A lo mejor los latinoamericanos que venimos reclutando se conviertan con el tiempo en lo mismo que fueron los godos para los antiguos romanos: carne de cañón para combatir contra los hunos. Así como ellos buscaban bárbaros de perfil medio para defenderse de bárbaros totales, nosotros buscamos pobres que protejan nuestras fronteras de otras gentes más pobres todavía. Y es lógico que no tengamos tiempo para dedicarlo a la defensa: bastante ocupados estamos con comprar un adosado lo más cerca de la costa.

La dura realidad de un mundo globalizado está confirmando la diferenciación de clases desde un nuevo punto de vista: el geográfico. Europa va uniformizando sus conquistas de prosperidad mientras que otros países se hunden cada vez más en la miseria. Al final, gozar de cierto pasaporte (por ejemplo, el de Bélgica) comporta cierto estatus, mientras que gozar de algún otro (por ejemplo, el de Somalia) supone otro muy distinto. No hay que confiar en que cualquier mozambiqueño tenga acceso a todos los productos que nosotros, tontamente, compramos sin cuidado en El Corte Inglés o en Eroski.
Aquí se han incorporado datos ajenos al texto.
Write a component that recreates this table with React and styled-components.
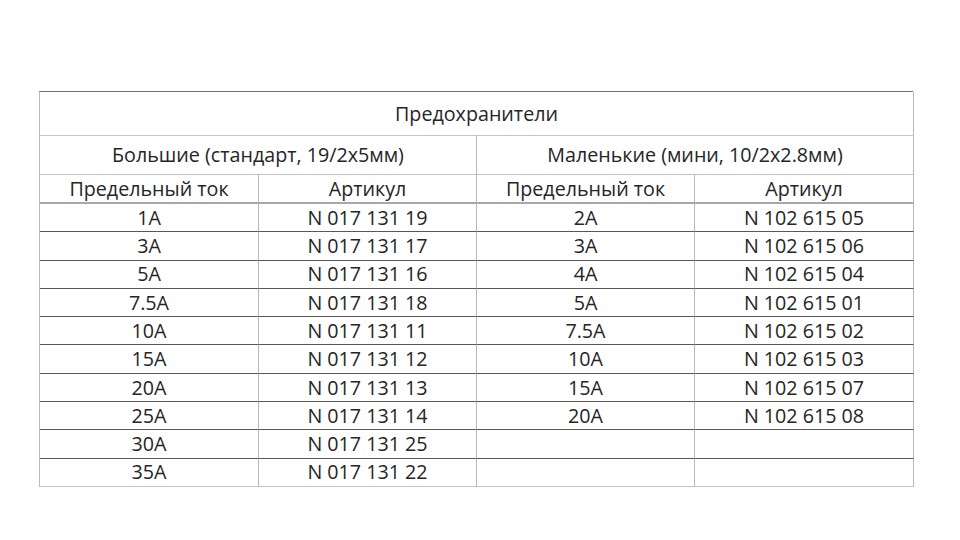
import React from "react";
import styled, { createGlobalStyle } from "styled-components";

const Global = createGlobalStyle`
  html, body { margin: 0; padding: 0; background: #ffffff; }
  body { width: 960px; height: 540px; overflow: hidden; }
`;

const Page = styled.div`
  width: 960px;
  height: 540px;
  box-sizing: border-box;
  padding: 91px 0 0 39px;
  font-family: "Open Sans", "Liberation Sans", sans-serif;
  color: #252525;
`;

const Grid = styled.div`
  display: grid;
  width: 874px;
  grid-template-columns: 219px 218px 218px 219px;
  grid-template-rows: 44px 39px 29px repeat(10, 28.3px);
  border-top: 1px solid #707070;
  border-left: 1px solid #b8b8b8;
  box-sizing: border-box;
`;

const Cell = styled.div`
  grid-column: ${(p) => (p.span ? `span ${p.span}` : "auto")};
  display: flex;
  align-items: center;
  justify-content: center;
  box-sizing: border-box;
  border-right: 1px solid #b8b8b8;
  border-bottom: ${(p) =>
    p.line === "dark"
      ? "1px solid #585858"
      : p.line === "mid"
      ? "2px solid #a8a8a8"
      : "1px solid #c4c4c4"};
  font-size: 19.7px;
  line-height: 1;
  white-space: nowrap;
  padding-top: ${(p) => (p.line === "mid" ? "1px" : "0")};
`;

const big = [
  ["1A", "N 017 131 19"],
  ["3A", "N 017 131 17"],
  ["5A", "N 017 131 16"],
  ["7.5A", "N 017 131 18"],
  ["10A", "N 017 131 11"],
  ["15A", "N 017 131 12"],
  ["20A", "N 017 131 13"],
  ["25A", "N 017 131 14"],
  ["30A", "N 017 131 25"],
  ["35A", "N 017 131 22"],
];

const mini = [
  ["2A", "N 102 615 05"],
  ["3A", "N 102 615 06"],
  ["4A", "N 102 615 04"],
  ["5A", "N 102 615 01"],
  ["7.5A", "N 102 615 02"],
  ["10A", "N 102 615 03"],
  ["15A", "N 102 615 07"],
  ["20A", "N 102 615 08"],
  ["", ""],
  ["", ""],
];

export default function App() {
  return (
    <Page>
      <Global />
      <Grid>
        <Cell span={4}>Предохранители</Cell>
        <Cell span={2}>Большие (стандарт, 19/2x5мм)</Cell>
        <Cell span={2}>Маленькие (мини, 10/2x2.8мм)</Cell>
        <Cell line="mid">Предельный ток</Cell>
        <Cell line="mid">Артикул</Cell>
        <Cell line="mid">Предельный ток</Cell>
        <Cell line="mid">Артикул</Cell>
        {big.map((b, i) => {
          const m = mini[i];
          const line = i === big.length - 1 ? "light" : "dark";
          return (
            <React.Fragment key={i}>
              <Cell line={line}>{b[0]}</Cell>
              <Cell line={line}>{b[1]}</Cell>
              <Cell line={line}>{m[0]}</Cell>
              <Cell line={line}>{m[1]}</Cell>
            </React.Fragment>
          );
        })}
      </Grid>
    </Page>
  );
}
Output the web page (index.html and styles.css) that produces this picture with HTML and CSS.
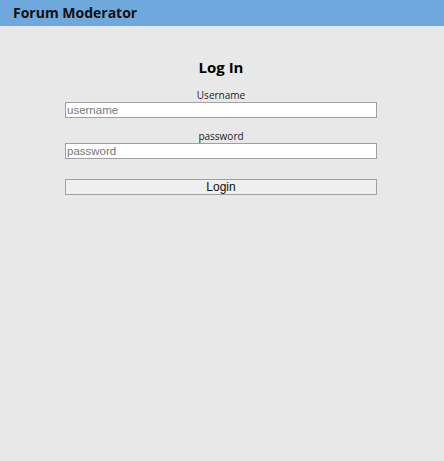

Algunos latinoamericanos han entrado en el Ejército español, pero acaso lo que buscan de verdad es entrar en nuestra sociedad de consumo. De momento cuentan con un sueldo, un sueldo que entre nosotros, a pesar de los índices de paro, no parece suficiente. Hace poco, algunos de los marineros peruanos que trasiegan en los pesqueros vascos y gallegos se preguntaban por qué aquí los jóvenes no querían ya hacerse a la mar. La respuesta es muy sencilla: porque no habían nacido en un arrabal de Lima.

No sé si tenemos suerte por nacer donde hemos nacido. Lo que está claro es que tenemos mucha cara. Para el trabajo sucio nos traemos inmigrantes, pero siempre que su acceso sea controlado. Lo justo para cubrir necesidades inmediatas: la pesca de la merluza o las veleidades castrenses de los sargentos chusqueros. Pronto encontraremos nuevos trabajos pesados para ellos.